Necromancy is most commonly associated with raising the dead and other death-related effects. Not only are they the most notable, but the prefix “necro” also brings the thought of death to mind. Necromancy in Dungeons & Dragons has more applications than just raising the dead, though. It also involves channeling negative energy to harm living foes, or debilitate them physically and mentally. Of course, it can also bolster the undead as well, since the effects of positive and negative energy are reversed for them. Some of Dungeons & Dragons‘ most powerful, game-breaking spells are necromancy, making a necromancer a strong choice for a party member.
A D&D Necromancer’s Powers Can Be Spiritual In Nature
A lot of the time, necromancers, especially villainous ones, have their powers seen as something unnatural and wrong. A prominent reason for this is due to animating remains to create undead allies being seen as disrespectful. Depending on the interpretation of these powers though, necromancy could be an act associated with nature rather than in opposition to it, and it all depends on how it is presented.
One way to approach necromancy in a less sinister light would be for the necromancer in question to be someone who is closely attuned to spirits and nature in some way.

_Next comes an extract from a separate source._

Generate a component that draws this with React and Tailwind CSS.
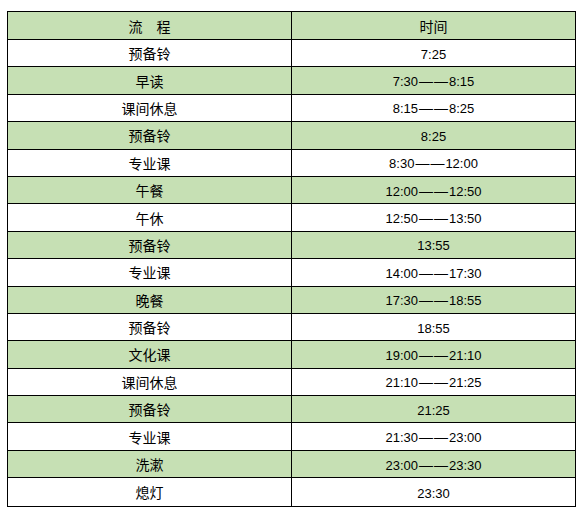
import React from 'react';

const rows = [
    ['预备铃', '7:25'],
    ['早读', '7:30', '8:15'],
    ['课间休息', '8:15', '8:25'],
    ['预备铃', '8:25'],
    ['专业课', '8:30', '12:00'],
    ['午餐', '12:00', '12:50'],
    ['午休', '12:50', '13:50'],
    ['预备铃', '13:55'],
    ['专业课', '14:00', '17:30'],
    ['晚餐', '17:30', '18:55'],
    ['预备铃', '18:55'],
    ['文化课', '19:00', '21:10'],
    ['课间休息', '21:10', '21:25'],
    ['预备铃', '21:25'],
    ['专业课', '21:30', '23:00'],
    ['洗漱', '23:00', '23:30'],
    ['熄灯', '23:30'],
];

const Time = ({ from, to }) => (
    <span className="font-['Liberation_Sans','Noto_Sans_CJK_SC',sans-serif] text-[13px]">
        {from}
        {to && (
            <>
                <span className="font-['Liberation_Sans',sans-serif] text-[14px] tracking-[1px] ml-[1px]">——</span>
                {to}
            </>
        )}
    </span>
);

export default function App() {
    return (
        <div className="bg-white w-[581px] h-[517px] pt-[11px] pl-[7px] font-['Noto_Sans_CJK_SC',sans-serif] text-[14px] text-black">
            <table className="w-[569px] border-collapse table-fixed">
                <thead>
                    <tr className="h-[28px] bg-[#c6e0b4]">
                        <th className="border border-black font-normal text-center leading-none">流　程</th>
                        <th className="border border-black font-normal text-center leading-none">时间</th>
                    </tr>
                </thead>
                <tbody>
                    {rows.map(([name, from, to], i) => (
                        <tr
                            key={i}
                            className={`${i === rows.length - 1 ? 'h-[29px]' : 'h-[27.4px]'} ${i % 2 === 1 ? 'bg-[#c6e0b4]' : 'bg-white'}`}
                        >
                            <td className="border border-black text-center leading-none p-0">{name}</td>
                            <td className="border border-black text-center leading-none p-0">
                                <Time from={from} to={to} />
                            </td>
                        </tr>
                    ))}
                </tbody>
            </table>
        </div>
    );
}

They could be similar to one of Dungeons & Dragons‘ powerful monks, living a life of meditation that has given them a close connection to the world of spirits. Rather than twisting nature for its own benefit, their version of necromancy involves them working alongside the forces of life and death.

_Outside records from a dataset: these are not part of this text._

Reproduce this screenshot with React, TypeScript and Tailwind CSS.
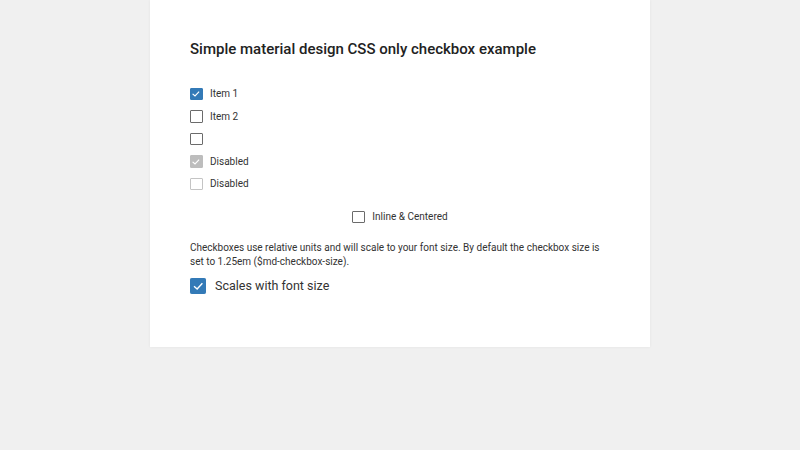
import React from "react";

function Box({ checked, disabled, size }: { checked?: boolean; disabled?: boolean; size: number }) {
  const bw = size * 0.1;
  let cls = "";
  let style: React.CSSProperties = { width: size, height: size, borderWidth: bw, borderRadius: size * 0.08 };
  if (checked && !disabled) cls = "bg-[#337ab7] border-[#337ab7]";
  else if (checked && disabled) cls = "bg-[#bdbdbd] border-[#bdbdbd]";
  else if (disabled) cls = "bg-white border-[#c4c4c4]";
  else cls = "bg-white border-[#6b6b6b]";
  return (
    <span className={`relative inline-flex shrink-0 items-center justify-center border-solid ${cls}`} style={style}>
      {checked && (
        <svg viewBox="0 0 20 20" className="absolute" style={{ width: size * 0.8, height: size * 0.8 }}>
          <polyline points="4,10.5 8,14 15.5,6" fill="none" stroke="white" strokeWidth="2.2" strokeLinecap="square" />
        </svg>
      )}
    </span>
  );
}

function Row({ label, checked, disabled }: { label?: string; checked?: boolean; disabled?: boolean }) {
  return (
    <div className="flex h-[22.5px] items-center">
      <Box checked={checked} disabled={disabled} size={12.5} />
      {label && <span className="ml-[7.5px] text-[10px] leading-none text-[#333]">{label}</span>}
    </div>
  );
}

export default function App() {
  return (
    <div className="min-h-[450px] w-full bg-[#f0f0f0]" style={{ fontFamily: "Roboto, 'Noto Sans', sans-serif" }}>
      <div className="mx-auto w-[500px] bg-white px-10 pt-[39px] pb-[46px] shadow-[0_0_3px_rgba(0,0,0,0.06)]">
        <h1 className="h-[20px] text-[15px] leading-[20px] font-medium text-[#222]">
          Simple material design CSS only checkbox example
        </h1>
        <div className="mt-[23.75px] flex flex-col">
          <Row label="Item 1" checked />
          <Row label="Item 2" />
          <Row />
          <Row label="Disabled" checked disabled />
          <Row label="Disabled" disabled />
        </div>
        <div className="mt-[10.5px] flex h-[22.5px] items-center justify-center">
          <Box size={12.5} />
          <span className="ml-[7.5px] text-[10px] leading-none text-[#333]">Inline &amp; Centered</span>
        </div>
        <p className="mt-[12.75px] text-[10px] leading-[14px] text-[#333]">
          Checkboxes use relative units and will scale to your font size. By default the checkbox size is set to 1.25em ($md-checkbox-size).
        </p>
        <div className="mt-[2.5px] flex h-[29px] items-center">
          <Box checked size={16} />
          <span className="ml-[9px] text-[12.5px] leading-none text-[#333]">Scales with font size</span>
        </div>
      </div>
    </div>
  );
}
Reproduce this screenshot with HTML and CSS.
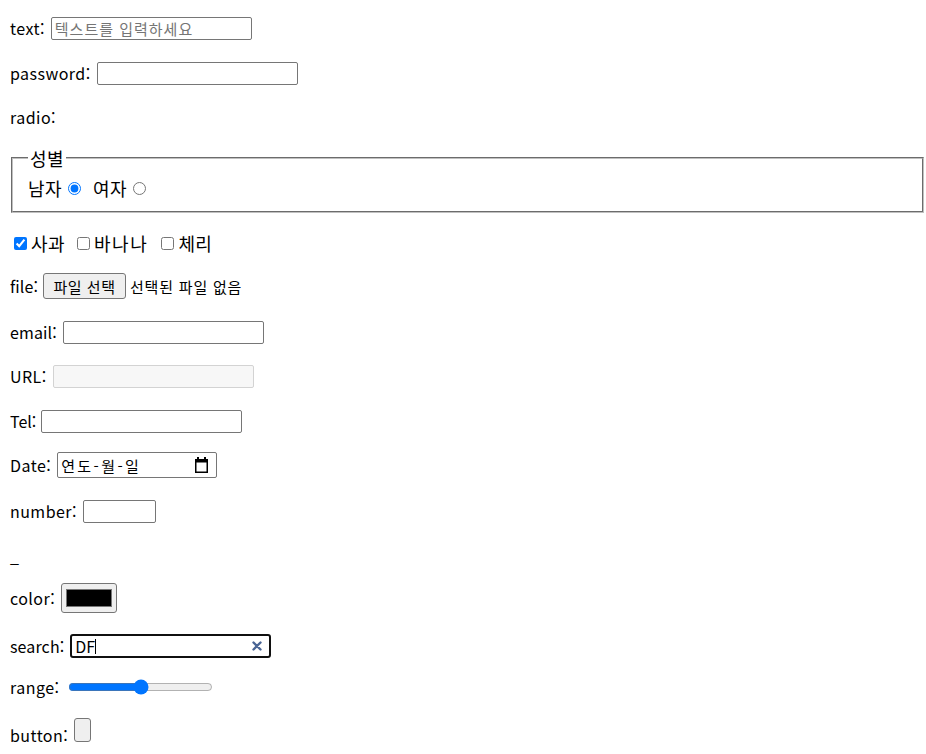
FILE: index.html
```html
<!DOCTYPE html>
<html lang="ko">
<head>
<meta charset="utf-8">
<title>Form</title>
<link rel="stylesheet" href="styles.css">
</head>
<body>
<form class="page">
  <div class="row h44 first"><span class="lbl">text:</span><input class="field ph" type="text" placeholder="텍스트를 입력하세요"></div>
  <div class="row h46"><span class="lbl">password:</span><input class="field" type="password"></div>
  <div class="row h42"><span class="lbl">radio:</span></div>
  <fieldset class="gender">
    <legend class="ko">성별</legend>
    <div class="opts">
      <span class="ko">남자</span><input class="rad" type="radio" name="gender" checked>
      <span class="ko">여자</span><input class="rad" type="radio" name="gender">
    </div>
  </fieldset>
  <div class="row h42 checks">
    <label class="chk-item"><input class="chk" type="checkbox" checked><span class="ko">사과</span></label>
    <label class="chk-item"><input class="chk" type="checkbox"><span class="ko wide">바나나</span></label>
    <label class="chk-item"><input class="chk" type="checkbox"><span class="ko">체리</span></label>
  </div>
  <div class="row h44"><span class="lbl snug">file:</span><span class="file"><button type="button" class="file-btn">파일 선택</button><span class="file-name">선택된 파일 없음</span></span></div>
  <div class="row h48"><span class="lbl close">email:</span><input class="field" type="email"></div>
  <div class="row h40"><span class="lbl">URL:</span><input class="field" type="url" disabled></div>
  <div class="row h50"><span class="lbl tight">Tel:</span><input class="field" type="tel"></div>
  <div class="row h38"><span class="lbl">Date:</span><span class="date"><span class="date-text">연도-월-일</span><svg class="cal" width="15" height="16" viewBox="0 0 15 16"><path d="M3 0h2v3H3zM10 0h2v3h-2z" fill="#000"/><path fill-rule="evenodd" fill="#000" d="M1 2h13v14H1z M2.5 5.5h10v9h-10z"/></svg></span></div>
  <div class="row h54"><span class="lbl">number:</span><input class="field num" type="number"></div>
  <div class="row h36"><span class="lbl">_</span></div>
  <div class="row h48"><span class="lbl">color:</span><input class="color" type="color" value="#000000"></div>
  <div class="row h48"><span class="lbl close">search:</span><span class="search"><span class="search-text">DF</span><span class="caret"></span><svg class="clear" width="10" height="10" viewBox="0 0 10 10"><path d="M1.5 1.5l7 7M8.5 1.5l-7 7" stroke="#4a6595" stroke-width="2.4" stroke-linecap="round"/></svg></span></div>
  <div class="row h34"><span class="lbl">range:</span><input class="range" type="range"></div>
  <div class="row h46 btn-row"><span class="lbl low">button:</span><button type="button" class="empty-btn"></button></div>
</form>
</body>
</html>
```
FILE: styles.css
```css
html, body {
  margin: 0;
  padding: 0;
  background: #fff;
}
body {
  font-family: "Noto Sans CJK KR", "Noto Sans", sans-serif;
  font-size: 16px;
  color: #000;
  overflow: hidden;
}
.page {
  display: flex;
  flex-direction: column;
  padding: 0 0 0 10px;
}
.row {
  display: flex;
  align-items: center;
  gap: 6px;
}
.first { margin-top: 6px; }
.h34 { height: 34px; }
.h36 { height: 36px; }
.h38 { height: 38px; }
.h40 { height: 40px; }
.h42 { height: 42px; }
.h44 { height: 44px; }
.h46 { height: 46px; }
.h48 { height: 48px; }
.h50 { height: 50px; }
.h54 { height: 54px; }
.lbl {
  line-height: 20px;
  letter-spacing: 0.45px;
}
.lbl.tight {
  letter-spacing: 0;
  margin-right: -1px;
}
.lbl.snug {
  letter-spacing: 0.1px;
  margin-right: -1px;
}
.lbl.close {
  letter-spacing: 0.12px;
}
.ko {
  font-size: 18px;
  letter-spacing: 0.4px;
  line-height: 22px;
}
.ko.wide {
  letter-spacing: 1.6px;
}
.field {
  box-sizing: border-box;
  width: 201px;
  height: 23px;
  margin: 0;
  padding: 1px 3px;
  border: 1px solid #767676;
  border-radius: 2px;
  font-family: "Noto Sans CJK KR", sans-serif;
  font-size: 13.33px;
  background: #fff;
}
.field.ph {
  font-size: 15px;
  letter-spacing: 1px;
  padding: 0 3px;
}
.field::placeholder {
  color: #757575;
}
.field:disabled {
  background: #f7f7f7;
  border-color: #d3d3d3;
}
.field.num {
  width: 73px;
}
.gender {
  margin: 9px 2px 0 1px;
  padding: 5px 12px 9px 15px;
  border: 2px groove #c0c0c0;
}
.gender legend {
  padding: 0 2px;
}
.opts {
  display: flex;
  align-items: center;
  height: 28px;
}
.rad {
  margin: 0 12px 0 6px;
  width: 13px;
  height: 13px;
}
.checks {
  margin-top: 9px;
  gap: 12px;
}
.chk-item {
  display: flex;
  align-items: center;
  gap: 4px;
}
.chk {
  margin: 0;
  width: 13px;
  height: 13px;
}
.chk-item:first-child {
  margin-left: 4px;
}
.chk-item:nth-child(3) {
  margin-left: 1px;
}
.file {
  display: flex;
  align-items: center;
  gap: 4px;
}
.file-btn {
  box-sizing: border-box;
  width: 83px;
  height: 26px;
  margin: 0;
  padding: 0;
  border: 1px solid #767676;
  border-radius: 3px;
  background: #efefef;
  font-family: "Noto Sans CJK KR", sans-serif;
  font-size: 15px;
  letter-spacing: 0.5px;
  color: #000;
}
.file-name {
  font-size: 15px;
  letter-spacing: 0.8px;
}
.date {
  box-sizing: border-box;
  width: 160px;
  height: 26px;
  display: flex;
  align-items: center;
  justify-content: space-between;
  padding: 0 7px 0 3px;
  border: 1px solid #767676;
  border-radius: 2px;
}
.date-text {
  font-size: 15px;
  letter-spacing: 2.4px;
}
.color {
  box-sizing: border-box;
  width: 56px;
  height: 30px;
  margin: 0;
  padding: 0;
  border: 1px solid #767676;
  border-radius: 3px;
  background: #efefef;
}
.color::-webkit-color-swatch-wrapper {
  padding: 5px 4px;
}
.color::-webkit-color-swatch {
  border: 1px solid #777;
  border-radius: 0;
}
.search {
  box-sizing: border-box;
  width: 201px;
  height: 24px;
  display: flex;
  align-items: center;
  padding: 0 7px 0 3px;
  border: 2px solid #101010;
  border-radius: 3px;
}
.search-text {
  font-size: 16px;
  line-height: 18px;
}
.caret {
  width: 1px;
  height: 15px;
  background: #000;
}
.clear {
  margin-left: auto;
}
.range {
  width: 145px;
  margin: 0 0 0 3px;
}
.btn-row {
  align-items: flex-start;
}
.low {
  margin-top: 21px;
}
.empty-btn {
  box-sizing: border-box;
  width: 17px;
  height: 24px;
  margin: 14px 0 0 0;
  padding: 0;
  border: 1px solid #767676;
  border-radius: 3px;
  background: #efefef;
}
```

This sort of necromancer could be flavored as someone who communes with the spirits of the dead, requesting their assistance and even their permission to use their remains. This manner of necromancy would be more like an agreement rather than a spell. As for other necromancy spells, that could be an extension of the character’s connection with the spirits, being so in-tune that they can even afflict the souls of their enemies.
This sort of necromancer may be a more introspective character, highly aware of the balance of nature and the role that they play in it. This approach to necromancy can also open more opportunities for a DnD player to roleplay as they connect with the spirits associated with their powers and the corpses they reanimate. Exploring the character’s own perspective of life and death could also make for interesting material, considering their approach to it.
Similar to how a warlock in Dungeons & Dragons gets their powers from their chosen patron, a necromancer could potentially have their magic granted from an outside source. They could use their latent abilities to summon this power, or perhaps their power is wielded entirely by this entity, acting on their command. It would be a way to take the necromancer’s association with the dead to a new level by giving that connection a representative character. It would be an unusual approach to the class, but one that has potential for something interesting.
The necromancer could be accompanied by a spirit associated with the necromancer’s unique Dungeons & Dragons backstory, such as that of an ancestor or a dearly departed friend or relative. Whenever they activate their spells, their power is granted by said spirit, who uses their own ghostly abilities to follow the necromancer’s intentions. They could even summon undead allies as a way to give the spirit a temporary body so that they can function in the physical world for the duration of the summon. The necromancer may even prioritize this function over their other spells for this reason.
In a way, this design for a necromancer would put the player in charge of two characters at once, the necromancer themselves as well as their partner spirit. This dynamic could be further played with depending on the circumstances. For example, the question regarding whether the necromancer has any power at all, or if it all lies in the spirit, which could be an interesting background for a DnD party dynamic. It may be a tall order for many players to attempt in a campaign, but this character dynamic can provide a unique addition to a party.
A D&D Necromancer Could Be Afraid Of Their Own Abilities
A lot of spells associated with necromancy can be among the scariest in Dungeons & Dragons. From draining life from their enemies with spells like Blight and Sapping Sting to raising corpses to fight alongside them, necromancers can do terrifying things with their signature spells. While they have a natural ability to frighten their enemies, one twist for a necromancer would be one that feared their own abilities.
They may have unintentionally received their abilities, or they could fear the nature of necromancy itself, as it embodies the deadliest side of Dungeons & Dragons‘ often evil magic. Whatever the case may be, this character would actively be afraid of their own spells, and use magic as little as possible unless absolutely necessary. The player could expand on the source of their fears to flesh the character out further. It could be as simple as them having a fear of the undead, or as complex as the concern that their powers shouldn’t exist in the first place.
While such a character could be played for comedy, the player could pull off an impressive performance by turning their weakness into a strength. Although their powers may mortally terrify them, they still come to grips with them in order to perform their task at hand, especially if that task is for the greater good. Any moment where this character manages to confidently wield their mastery over negative energy can make for a satisfying roleplay moment that could bring excitement to a D&D campaign.
Players can take some innovative ideas to reverse the usual stereotypes of necromancers. Whether they take a vastly different approach to their craft than most, or are frankly confused about their own magic, they can come in as many different varieties as any other class. Necromancers in Dungeons & Dragons can be much more interesting than simply being a mysterious caster that summons zombies.